One longtime employee, William Nasi, who had been Bernie's personal errand boy and messenger beginning in the late 1960s, perceived a change in “the boss's mood” compared to Christmas parties past.
Bernie always acted like a politician—squeezing the flesh, kissing babies, playing the crowd, going from table to table, playing the role of the boss.
This time when he showed up, Ruth was acting out that role. Bernie just stood there silently. There was total dead silence from Bernie. He never said a word that night. He had that thousand-yard stare, that combat stress stare. He walked like an ambulatory zombie.
Another veteran Madoff employee, Amy Joel, whose late father, Martin J. Joel, had been a trusted friend and colleague of Bernie's and whose surviving family would be one of those financially wiped out, notes that Bernie always rented fabulous places for the Christmas party. “He always did it great, and it cost him a pretty penny,” she says. Like Nasi, Joel agrees that Bernie's mood was far more somber at the 2008 party.

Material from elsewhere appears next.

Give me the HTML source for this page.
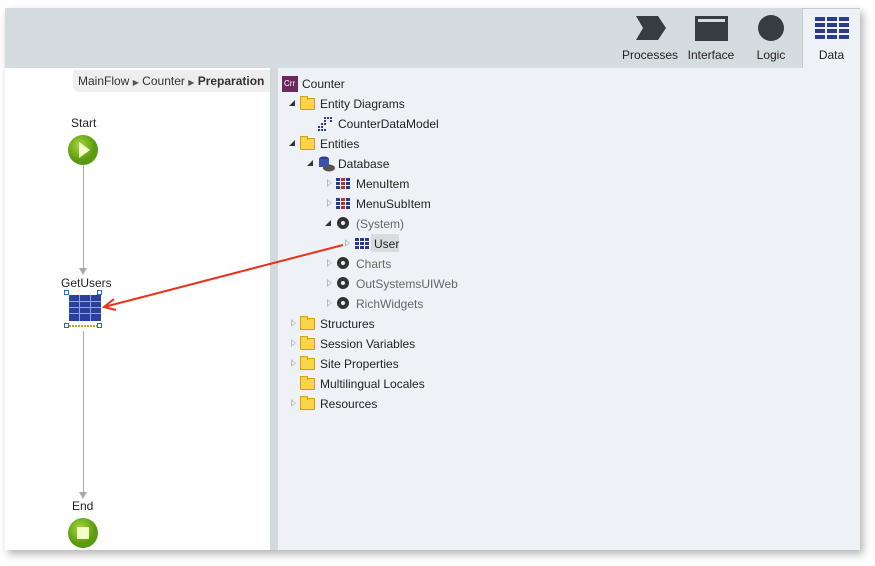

I thought it was odd because Bernie and Ruth sat at a corner table by themselves in the front of the restaurant looking out. I guess they thought the feds were going to come and get him that night. I went over to say something to Bernie. He seemed very tense. Peter circulated and said hello to everyone and wished us a happy holiday.
Meanwhile, the Madoff employees—the traders, the secretaries, the computer guys, everyone—were all having a festive time, though a bit less joyful than in past years.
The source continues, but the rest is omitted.